— start —
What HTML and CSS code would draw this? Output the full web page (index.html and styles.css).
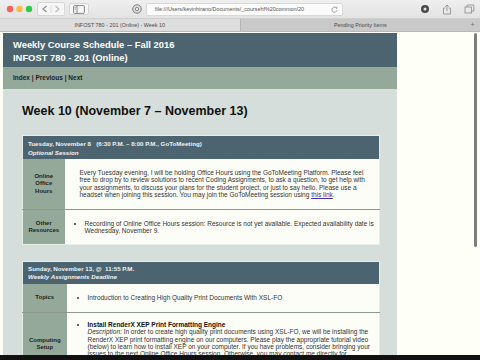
FILE: index.html
```html
<!DOCTYPE html>
<html lang="en">
<head>
  <meta charset="UTF-8">
  <meta name="viewport" content="width=device-width, initial-scale=1.0">
  <title>INFOST 780 - 201 (Online) - Week 10</title>
  <link rel="stylesheet" href="styles.css">
</head>
<body>
  <div class="window">
    <div class="toolbar">
      <svg class="lights" width="34" height="16" viewBox="0 0 34 16">
        <circle cx="10" cy="8" r="3.2" fill="#fc605c"/>
        <circle cx="19.5" cy="8" r="3.2" fill="#fdbc40"/>
        <circle cx="29" cy="8" r="3.2" fill="#34c84a"/>
      </svg>
      <div class="nav-buttons">
        <svg width="26" height="10" viewBox="0 0 26 10">
          <path d="M8.5 2 L5 5 L8.5 8" fill="none" stroke="#8a8a8a" stroke-width="1.1"/>
          <line x1="13" y1="1" x2="13" y2="9" stroke="#d0d0d0" stroke-width="0.6"/>
          <path d="M17.5 2 L21 5 L17.5 8" fill="none" stroke="#b8b8b8" stroke-width="1.1"/>
        </svg>
      </div>
      <div class="btn sidebar-btn">
        <svg width="12" height="9" viewBox="0 0 12 9">
          <rect x="0.6" y="0.6" width="10.8" height="7.8" rx="1" fill="none" stroke="#7c7c7c" stroke-width="0.9"/>
          <line x1="4" y1="0.6" x2="4" y2="8.4" stroke="#7c7c7c" stroke-width="0.9"/>
          <line x1="1.5" y1="2.5" x2="3" y2="2.5" stroke="#7c7c7c" stroke-width="0.6"/>
          <line x1="1.5" y1="4" x2="3" y2="4" stroke="#7c7c7c" stroke-width="0.6"/>
        </svg>
      </div>
      <svg class="privacy" width="10" height="10" viewBox="0 0 10 10">
        <circle cx="5" cy="5" r="4.2" fill="none" stroke="#6a6a6a" stroke-width="0.9"/>
        <circle cx="5" cy="5" r="1.8" fill="none" stroke="#6a6a6a" stroke-width="0.8"/>
      </svg>
      <div class="address">
        <span class="url">file:///Users/kevinhirano/Documents/_coursehf%20common/20</span>
        <svg width="7" height="7" viewBox="0 0 7 7">
          <path d="M5.6 2.2 A2.6 2.6 0 1 0 6 4.2" fill="none" stroke="#8a8a8a" stroke-width="0.8"/>
          <path d="M4.4 1.6 L6 2.4 L5.8 0.6" fill="none" stroke="#8a8a8a" stroke-width="0.7"/>
        </svg>
      </div>
      <div class="tools">
        <svg width="10" height="10" viewBox="0 0 10 10">
          <circle cx="5" cy="5" r="4" fill="#4a4a4a"/>
          <circle cx="5" cy="5" r="1.5" fill="#e8e8e8"/>
        </svg>
        <svg width="10" height="11" viewBox="0 0 10 11">
          <path d="M3.2 4 H1.5 V10 H8.5 V4 H6.8" fill="none" stroke="#8a8a8a" stroke-width="0.8"/>
          <path d="M5 7 V1 M3.2 2.8 L5 1 L6.8 2.8" fill="none" stroke="#8a8a8a" stroke-width="0.8"/>
        </svg>
        <svg width="11" height="10" viewBox="0 0 11 10">
          <rect x="1" y="3" width="6.5" height="6" fill="none" stroke="#8a8a8a" stroke-width="0.8"/>
          <path d="M3 3 V1 H9.8 V7 H7.5" fill="none" stroke="#8a8a8a" stroke-width="0.8"/>
        </svg>
      </div>
    </div>

    <div class="tabs">
      <div class="tab active">INFOST 780 - 201 (Online) - Week 10</div>
      <div class="tab">Pending Priority Items</div>
      <span class="new-tab">+</span>
    </div>

    <div class="viewport">
      <div class="page">
        <div class="sheet">
          <div class="banner">
            <h1>Weekly Course Schedule – Fall 2016<br>INFOST 780 - 201 (Online)</h1>
          </div>
          <div class="crumbs">
            <a href="#">Index</a> | <a href="#">Previous</a> | <a href="#">Next</a>
          </div>
          <div class="content">
            <h2>Week 10 (November 7 – November 13)</h2>

            <table class="session first">
              <colgroup><col class="label-col"><col></colgroup>
              <tr>
                <th colspan="2">Tuesday, November 8&nbsp;&nbsp;&nbsp;(6:30 P.M. – 8:00 P.M., GoToMeeting)<br><em>Optional Session</em></th>
              </tr>
              <tr>
                <td class="label">Online<br>Office<br>Hours</td>
                <td class="detail text">Every Tuesday evening, I will be holding Office Hours using the GoToMeeting Platform. Please feel free to drop by to review solutions to recent Coding Assignments, to ask a question, to get help with your assignments, to discuss your plans for the student project, or just to say hello. Please use a headset when joining this session. You may join the GoToMeeting session using <a href="#">this link</a>.</td>
              </tr>
              <tr>
                <td class="label">Other<br>Resources</td>
                <td class="detail">
                  <ul>
                    <li>Recording of Online Office Hours session: Resource is not yet available. Expected availability date is Wednesday, November 9.</li>
                  </ul>
                </td>
              </tr>
            </table>

            <table class="session second">
              <colgroup><col class="label-col"><col></colgroup>
              <tr>
                <th colspan="2">Sunday, November 13, @&nbsp;&nbsp;11:55 P.M.<br><em>Weekly Assignments Deadline</em></th>
              </tr>
              <tr>
                <td class="label">Topics</td>
                <td class="detail">
                  <ul>
                    <li>Introduction to Creating High Quality Print Documents With XSL-FO</li>
                  </ul>
                </td>
              </tr>
              <tr>
                <td class="label">Computing<br>Setup</td>
                <td class="detail top">
                  <ul>
                    <li><strong>Install RenderX XEP Print Formatting Engine</strong><br><em>Description:</em> In order to create high quality print documents using XSL-FO, we will be installing the RenderX XEP print formatting engine on our computers. Please play the appropriate tutorial video (below) to learn how to install XEP on your computer. If you have problems, consider bringing your issues to the next Online Office Hours session. Otherwise, you may contact me directly for assistance.</li>
                  </ul>
                </td>
              </tr>
            </table>
          </div>
        </div>
      </div>
      <div class="scrollbar"><div class="thumb"></div></div>
    </div>
    <div class="letterbox"></div>
  </div>
</body>
</html>
```

FILE: styles.css
```css
body {
  margin: 0;
  width: 480px;
  height: 360px;
  overflow: hidden;
  font-family: "Liberation Sans", Arial, sans-serif;
  background-color: #000;
}
.window {
  display: flex;
  flex-direction: column;
  width: 480px;
  height: 360px;
}

/* browser chrome */
.toolbar {
  display: flex;
  align-items: center;
  height: 18px;
  flex-shrink: 0;
  background: linear-gradient(#efefef, #e3e3e3);
  border-bottom: 1px solid #cfcfcf;
}
.nav-buttons {
  display: flex;
  margin-left: 3px;
  padding: 1px 0;
  background-color: #f6f6f6;
  border: 1px solid #d6d6d6;
  border-radius: 2px;
}
.btn {
  display: flex;
  align-items: center;
  justify-content: center;
  background-color: #f6f6f6;
  border: 1px solid #d6d6d6;
  border-radius: 2px;
}
.sidebar-btn {
  width: 18px;
  height: 10px;
  margin-left: 4px;
}
.privacy {
  margin-left: 43px;
}
.address {
  display: flex;
  align-items: center;
  justify-content: space-between;
  width: 183px;
  height: 11px;
  margin-left: 4px;
  padding: 0 4px 0 8px;
  background-color: #fbfbfb;
  border: 1px solid #d8d8d8;
  border-radius: 2px;
}
.url {
  font-size: 5.4px;
  color: #555;
  white-space: nowrap;
}
.tools {
  display: flex;
  align-items: center;
  gap: 12px;
  margin-left: auto;
  margin-right: 5px;
}

.tabs {
  display: flex;
  position: relative;
  height: 12px;
  flex-shrink: 0;
  border-bottom: 1px solid #b9b9b9;
}
.tab {
  flex: 1;
  display: flex;
  align-items: center;
  justify-content: center;
  font-size: 5.4px;
  color: #4a4a4a;
  background-color: #c9c9c9;
  border-left: 1px solid #b5b5b5;
}
.tab.active {
  background-color: #dedede;
  border-left: none;
}
.new-tab {
  position: absolute;
  right: 5px;
  top: 1px;
  font-size: 8px;
  line-height: 10px;
  color: #777;
}

/* page */
.viewport {
  display: flex;
  flex: 1;
  min-height: 0;
  background-color: #fefff6;
}
.page {
  flex: 1;
  padding: 1px 0 0 3px;
  overflow: hidden;
}
.sheet {
  width: 394px;
  height: 100%;
  background-color: #d5dedb;
}
.banner {
  height: 34px;
  box-sizing: border-box;
  padding: 5px 10px 0;
  background-color: #4b6470;
}
.banner h1 {
  margin: 0;
  font-size: 9.4px;
  line-height: 13px;
  color: #fff;
}
.crumbs {
  height: 22px;
  box-sizing: border-box;
  padding: 6px 10px 0;
  font-size: 6.5px;
  line-height: 9px;
  font-weight: bold;
  color: #222;
  background-color: #95a99b;
}
.crumbs a {
  color: #1d1d1d;
  text-decoration: none;
}
.content {
  padding: 0 19px;
}
.content h2 {
  margin: 15px 0 0;
  font-size: 12.5px;
  line-height: 15px;
  color: #111;
}

.session {
  width: 358px;
  margin-top: 16px;
  table-layout: fixed;
  border-collapse: collapse;
  border: 1px solid #e6ece8;
  font-size: 6.5px;
  line-height: 7.4px;
  color: #333;
}
.first .label-col {
  width: 42px;
}
.second .label-col {
  width: 44px;
}
.session th {
  padding: 2.5px 5px;
  text-align: left;
  font-size: 6.2px;
  line-height: 9px;
  color: #f2f2f2;
  background-color: #4b6470;
}
.session.second th {
  line-height: 8.5px;
}
.session td {
  border-bottom: 1px solid #8e9892;
}
.session tr:last-child td {
  border-bottom: none;
}
.label {
  text-align: center;
  font-size: 6px;
  font-weight: bold;
  color: #1e1e1e;
  background-color: #95a99b;
}
.detail {
  padding: 10px 4px 10px 13px;
  background-color: #fdfdf7;
}
.detail.text {
  padding-left: 15px;
  padding-right: 12px;
}
.detail.top {
  vertical-align: top;
  padding-top: 8px;
}
.detail a {
  color: #3a2fa0;
}
.detail ul {
  margin: 0;
  padding-left: 7px;
}
.second .detail ul {
  padding-left: 8px;
}
.detail strong {
  color: #111;
}

.scrollbar {
  width: 10px;
  flex-shrink: 0;
  padding-top: 1px;
}
.thumb {
  width: 3px;
  height: 214px;
  margin-left: 4px;
  border-radius: 2px;
  background-color: #7d7d7d;
}
.letterbox {
  height: 5px;
  flex-shrink: 0;
  background-color: #111;
}
```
— end —
## OBJECTIVE
Scan the material above. Copy each line that holds the word "page".

## RESULT OF THE TASK
What HTML and CSS code would draw this? Output the full web page (index.html and styles.css).
      <div class="page">
/* page */
.page {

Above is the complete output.